Instruction: Copy exactly the lines from the line containing "Write the React, TypeScript" to the line containing "string; lines: Line[]", both lines included, and omit any pictures.

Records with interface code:
# # #

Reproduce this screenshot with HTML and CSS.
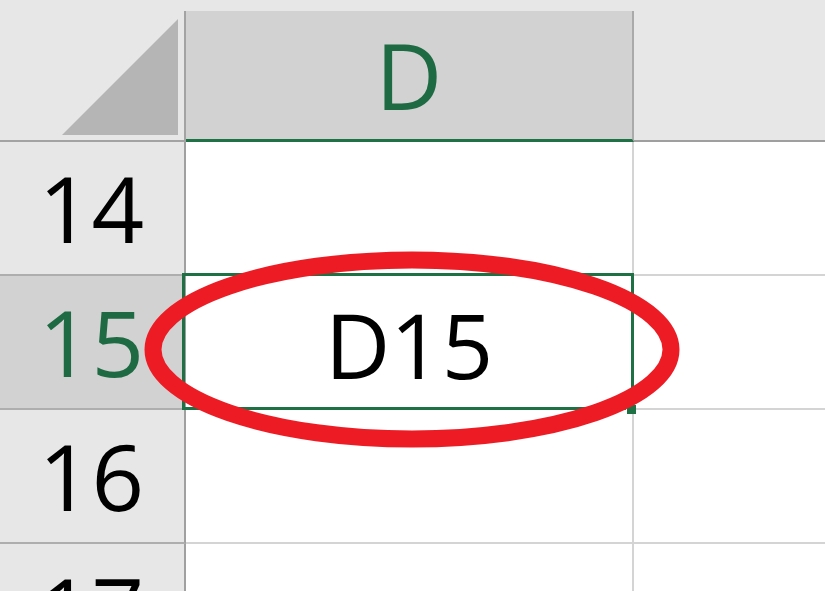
FILE: index.html
```html
<!DOCTYPE html>
<html lang="en">
<head>
<meta charset="utf-8">
<title>Cell D15</title>
<link rel="stylesheet" href="styles.css">
</head>
<body>
<div class="sheet">
  <div class="corner"><div class="corner-tri"></div></div>
  <div class="col-head col-head--active">D</div>
  <div class="col-head col-head--plain"></div>

  <div class="row-head">14</div>
  <div class="cell"></div>
  <div class="cell cell--last"></div>

  <div class="row-head row-head--active">15</div>
  <div class="cell cell--selected">
    <span class="cell-text">D15</span>
    <div class="selection"></div>
    <div class="fill-handle"></div>
  </div>
  <div class="cell cell--last"></div>

  <div class="row-head">16</div>
  <div class="cell"></div>
  <div class="cell cell--last"></div>

  <div class="row-head">17</div>
  <div class="cell"></div>
  <div class="cell cell--last"></div>

  <svg class="annotation" width="825" height="591" viewBox="0 0 825 591" aria-hidden="true">
    <ellipse cx="412" cy="349.5" rx="259" ry="89.5" fill="none" stroke="#ed1c24" stroke-width="17"/>
  </svg>
</div>
</body>
</html>
```

FILE: styles.css
```css
* {
  box-sizing: border-box;
}

html, body {
  margin: 0;
  padding: 0;
  background: #e6e7e6;
}

body {
  width: 825px;
  height: 591px;
  overflow: hidden;
  font-family: "Open Sans", "Noto Sans", "DejaVu Sans", sans-serif;
}

.sheet {
  position: relative;
  width: 825px;
  height: 591px;
  overflow: hidden;
  padding-top: 11px;
  display: grid;
  grid-template-columns: 186px 448px 1fr;
  grid-template-rows: 131px repeat(4, 134px);
  background: #e6e7e6;
}

.corner {
  display: flex;
  justify-content: flex-end;
  align-items: flex-end;
  padding: 0 6px 5px 0;
  background: #e6e7e6;
  border-right: 2px solid #a3a3a3;
  border-bottom: 2px solid #a3a3a3;
}

.corner-tri {
  width: 116px;
  height: 116px;
  background: #b4b5b4;
  clip-path: polygon(100% 0, 100% 100%, 0 100%);
}

.col-head {
  display: flex;
  align-items: center;
  justify-content: center;
  font-size: 92px;
  line-height: 1;
  color: #1e6b43;
}

.col-head--active {
  background: #d2d2d2;
  border-right: 2px solid #aaaaaa;
  border-bottom: 3px solid #1f7245;
}

.col-head--plain {
  background: #e6e7e6;
  border-bottom: 2px solid #9f9f9f;
}

.row-head {
  display: flex;
  align-items: center;
  justify-content: flex-end;
  padding-right: 40px;
  font-size: 92px;
  line-height: 1;
  color: #000;
  background: #e6e7e6;
  border-right: 2px solid #a0a0a0;
  border-bottom: 2px solid #aeaeae;
}

.row-head--active {
  background: #d2d2d2;
  color: #1e6b43;
}

.cell {
  background: #fff;
  border-right: 2px solid #d4d4d4;
  border-bottom: 2px solid #d4d4d4;
}

.cell--last {
  border-right: none;
}

.cell--selected {
  position: relative;
  display: flex;
  align-items: center;
  justify-content: center;
}

.cell-text {
  font-size: 90px;
  line-height: 1;
  color: #000;
  padding-top: 4px;
}

.selection {
  position: absolute;
  left: -4px;
  top: -3px;
  right: -2px;
  bottom: -2px;
  border: 3px solid #1e7145;
}

.fill-handle {
  position: absolute;
  right: -4px;
  bottom: -6px;
  width: 10px;
  height: 10px;
  background: #1e7145;
  border-left: 1px solid #fff;
  border-top: 1px solid #fff;
}

.annotation {
  position: absolute;
  left: 0;
  top: 0;
  pointer-events: none;
}
```
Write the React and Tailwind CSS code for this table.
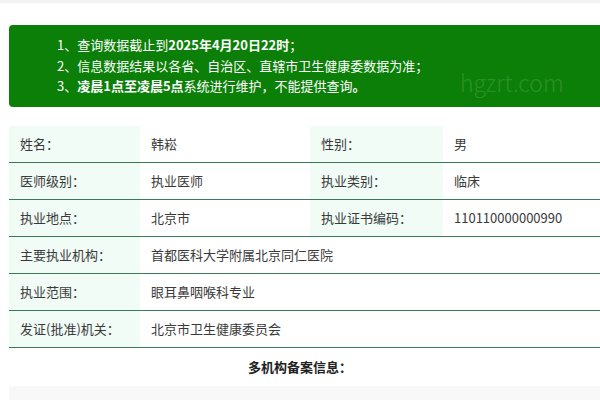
export default function App() {
  const rows = [
    { a: '姓名：', b: '韩崧', c: '性别：', d: '男' },
    { a: '医师级别：', b: '执业医师', c: '执业类别：', d: '临床' },
    { a: '执业地点：', b: '北京市', c: '执业证书编码：', d: '110110000000990' },
    { a: '主要执业机构：', b: '首都医科大学附属北京同仁医院' },
    { a: '执业范围：', b: '眼耳鼻咽喉科专业' },
    { a: '发证(批准)机关：', b: '北京市卫生健康委员会' },
  ];

  return (
    <div
      className="w-[600px] h-[400px] overflow-hidden bg-white text-[13px] text-[#3a3a3a]"
      style={{ fontFamily: '"Microsoft YaHei", "Noto Sans CJK SC", "Noto Sans", sans-serif' }}
    >
      <div className="h-[3px] bg-[#f3f3f3]" />
      <div className="pl-[9px] pt-[22px]">
        <div className="relative h-[82px] rounded-l-[4px] bg-[#0b7f08] pl-[48px] pt-[10px] text-white leading-[20.5px] overflow-hidden">
          {/* faint watermark */}
          <div className="absolute left-[451px] top-[46px] text-[23px] leading-none text-white/15 font-light">hgzrt.com</div>
          <div className="relative">
            1、查询数据截止到<span className="font-bold">2025年4月20日22时</span>；
          </div>
          <div className="relative">2、信息数据结果以各省、自治区、直辖市卫生健康委数据为准；</div>
          <div className="relative">
            3、<span className="font-bold">凌晨1点至凌晨5点</span>系统进行维护，不能提供查询<span className="font-bold">。</span>
          </div>
        </div>

        <div className="mt-[19px]">
          {rows.map((r, i) => (
            <div key={i} className="flex h-[37px] border-b border-[#3b7a58]">
              <div className="w-[131px] bg-[#f0fcf5] pl-[11px] flex items-center">{r.a}</div>
              {r.c ? (
                <>
                  <div className="w-[170px] pl-[11px] flex items-center">{r.b}</div>
                  <div className="w-[133px] bg-[#f0fcf5] pl-[11px] flex items-center">{r.c}</div>
                  <div className="flex-1 pl-[11px] flex items-center">{r.d}</div>
                </>
              ) : (
                <div className="flex-1 pl-[11px] flex items-center">{r.b}</div>
              )}
            </div>
          ))}
        </div>

        <div className="h-[38px] flex items-center justify-center font-bold text-[#222] pr-[9px]">
          多机构备案信息：
        </div>
        <div className="h-[20px] bg-[#f8f8f8]" />
      </div>
    </div>
  );
}
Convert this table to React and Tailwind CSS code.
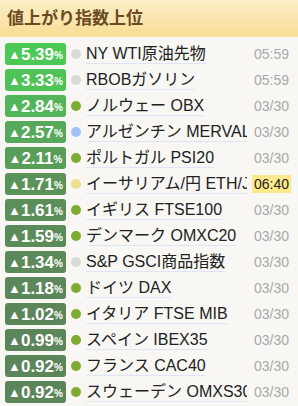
const rows = [
  { pct: '5.39', bg: 'bg-[#4cc854]', dot: 'bg-[#d9d9d9]', name: 'NY WTI原油先物', time: '05:59' },
  { pct: '3.33', bg: 'bg-[#4fc257]', dot: 'bg-[#d9d9d9]', name: 'RBOBガソリン', time: '05:59' },
  { pct: '2.84', bg: 'bg-[#53b55a]', dot: 'bg-[#7eab32]', name: 'ノルウェー OBX', time: '03/30' },
  { pct: '2.57', bg: 'bg-[#56a95a]', dot: 'bg-[#a2c1f5]', name: 'アルゼンチン MERVAL', time: '03/30' },
  { pct: '2.11', bg: 'bg-[#589d58]', dot: 'bg-[#7eab32]', name: 'ポルトガル PSI20', time: '03/30' },
  { pct: '1.71', bg: 'bg-[#5a9359]', dot: 'bg-[#efdd91]', name: 'イーサリアム/円 ETH/JPY', time: '06:40', hi: true },
  { pct: '1.61', bg: 'bg-[#5b8e59]', dot: 'bg-[#7eab32]', name: 'イギリス FTSE100', time: '03/30' },
  { pct: '1.59', bg: 'bg-[#5b8b59]', dot: 'bg-[#7eab32]', name: 'デンマーク OMXC20', time: '03/30' },
  { pct: '1.34', bg: 'bg-[#5c895a]', dot: 'bg-[#d9d9d9]', name: 'S&P GSCI商品指数', time: '03/30' },
  { pct: '1.18', bg: 'bg-[#5c875a]', dot: 'bg-[#7eab32]', name: 'ドイツ DAX', time: '03/30' },
  { pct: '1.02', bg: 'bg-[#5c865a]', dot: 'bg-[#7eab32]', name: 'イタリア FTSE MIB', time: '03/30' },
  { pct: '0.99', bg: 'bg-[#5c855a]', dot: 'bg-[#7eab32]', name: 'スペイン IBEX35', time: '03/30' },
  { pct: '0.92', bg: 'bg-[#5c855a]', dot: 'bg-[#7eab32]', name: 'フランス CAC40', time: '03/30' },
  { pct: '0.92', bg: 'bg-[#5c855a]', dot: 'bg-[#7eab32]', name: 'スウェーデン OMXS30', time: '03/30' },
]

export default function App() {
  return (
    <div className="w-[298px] h-[406px] overflow-hidden bg-[#f8f7f4] font-['Liberation_Sans','Noto_Sans_CJK_JP',sans-serif]">
      <div className="h-[37px] flex items-center pl-[7px] bg-gradient-to-b from-[#fcefc8] to-[#f7dc93]">
        <h2 className="text-[17px] font-bold text-[#6b4a24] leading-none">値上がり指数上位</h2>
      </div>

      <div className="pt-[4px]">
        {rows.map((r, idx) => (
          <div key={idx} className="h-[26px] flex items-center pl-[5px] pr-[7px]">
            <div className={`w-[61px] h-[22px] shrink-0 rounded-[3px] ${r.bg} flex items-center justify-center text-white font-bold`}>
              <span className="text-[13px] leading-none mt-[1px]">▲</span>
              <span className="text-[17px] leading-none">{r.pct}</span>
              <span className="text-[10px] leading-none mt-[4px]">%</span>
            </div>
            <div className={`w-[10px] h-[10px] rounded-full ml-[5px] shrink-0 ${r.dot}`} />
            <div className="flex-1 min-w-0 ml-[5px] mr-[5px] overflow-hidden whitespace-nowrap">
              <span className="text-[16px] text-[#222] leading-[19px] border-b border-[#dde5f7] pb-[1px]">
                {r.name}
              </span>
            </div>
            <div className="w-[39px] shrink-0 flex justify-center">
              <span className={`text-[14px] leading-[18px] px-[2px] ${r.hi ? 'bg-[#fde98a] text-[#222]' : 'text-[#a9a9a9]'}`}>
                {r.time}
              </span>
            </div>
          </div>
        ))}
      </div>
    </div>
  )
}
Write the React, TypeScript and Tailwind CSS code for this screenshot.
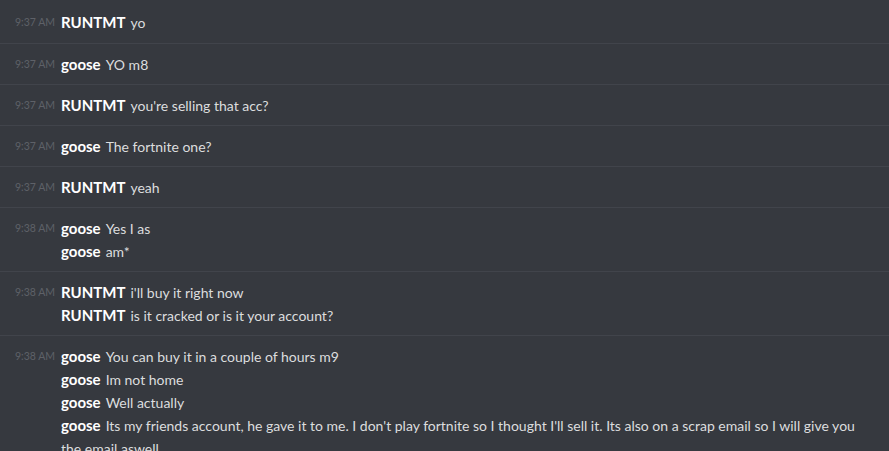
import * as React from "react";

type Line = { name: string; text: string };
type Group = { time: string; lines: Line[] };

const groups: Group[] = [
  { time: "9:37 AM", lines: [{ name: "RUNTMT", text: "yo" }] },
  { time: "9:37 AM", lines: [{ name: "goose", text: "YO m8" }] },
  { time: "9:37 AM", lines: [{ name: "RUNTMT", text: "you're selling that acc?" }] },
  { time: "9:37 AM", lines: [{ name: "goose", text: "The fortnite one?" }] },
  { time: "9:37 AM", lines: [{ name: "RUNTMT", text: "yeah" }] },
  {
    time: "9:38 AM",
    lines: [
      { name: "goose", text: "Yes I as" },
      { name: "goose", text: "am*" },
    ],
  },
  {
    time: "9:38 AM",
    lines: [
      { name: "RUNTMT", text: "i'll buy it right now" },
      { name: "RUNTMT", text: "is it cracked or is it your account?" },
    ],
  },
  {
    time: "9:38 AM",
    lines: [
      { name: "goose", text: "You can buy it in a couple of hours m9" },
      { name: "goose", text: "Im not home" },
      { name: "goose", text: "Well actually" },
      {
        name: "goose",
        text: "Its my friends account, he gave it to me. I don't play fortnite so I thought I'll sell it. Its also on a scrap email so I will give you the email aswell",
      },
    ],
  },
];

const App = () => {
  return (
    <div className="w-[889px] h-[451px] overflow-hidden bg-[#36393f] font-['Lato',sans-serif]">
      {groups.map((group, i) => (
        <div
          key={i}
          className={`flex pl-[15px] pr-[24px] ${i > 0 ? "border-t border-[#41444b] pt-[9px] pb-[8px]" : "pt-[11px] pb-[9px]"}`}
        >
          <div className="w-[46px] shrink-0 text-[10.5px] leading-[23px] text-[#5e6168] whitespace-nowrap">
            {group.time}
          </div>
          <div className="flex-1">
            {group.lines.map((line, j) => (
              <div key={j} className="text-[14px] leading-[23px] text-[#dcddde]">
                <span className="text-[15px] font-bold text-white mr-[5px]">{line.name}</span>
                {line.text}
              </div>
            ))}
          </div>
        </div>
      ))}
    </div>
  );
};

export default App;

# # #

Worked solution:
Write the React, TypeScript and Tailwind CSS code for this screenshot.
import * as React from "react";

type Line = { name: string; text: string };
type Group = { time: string; lines: Line[] };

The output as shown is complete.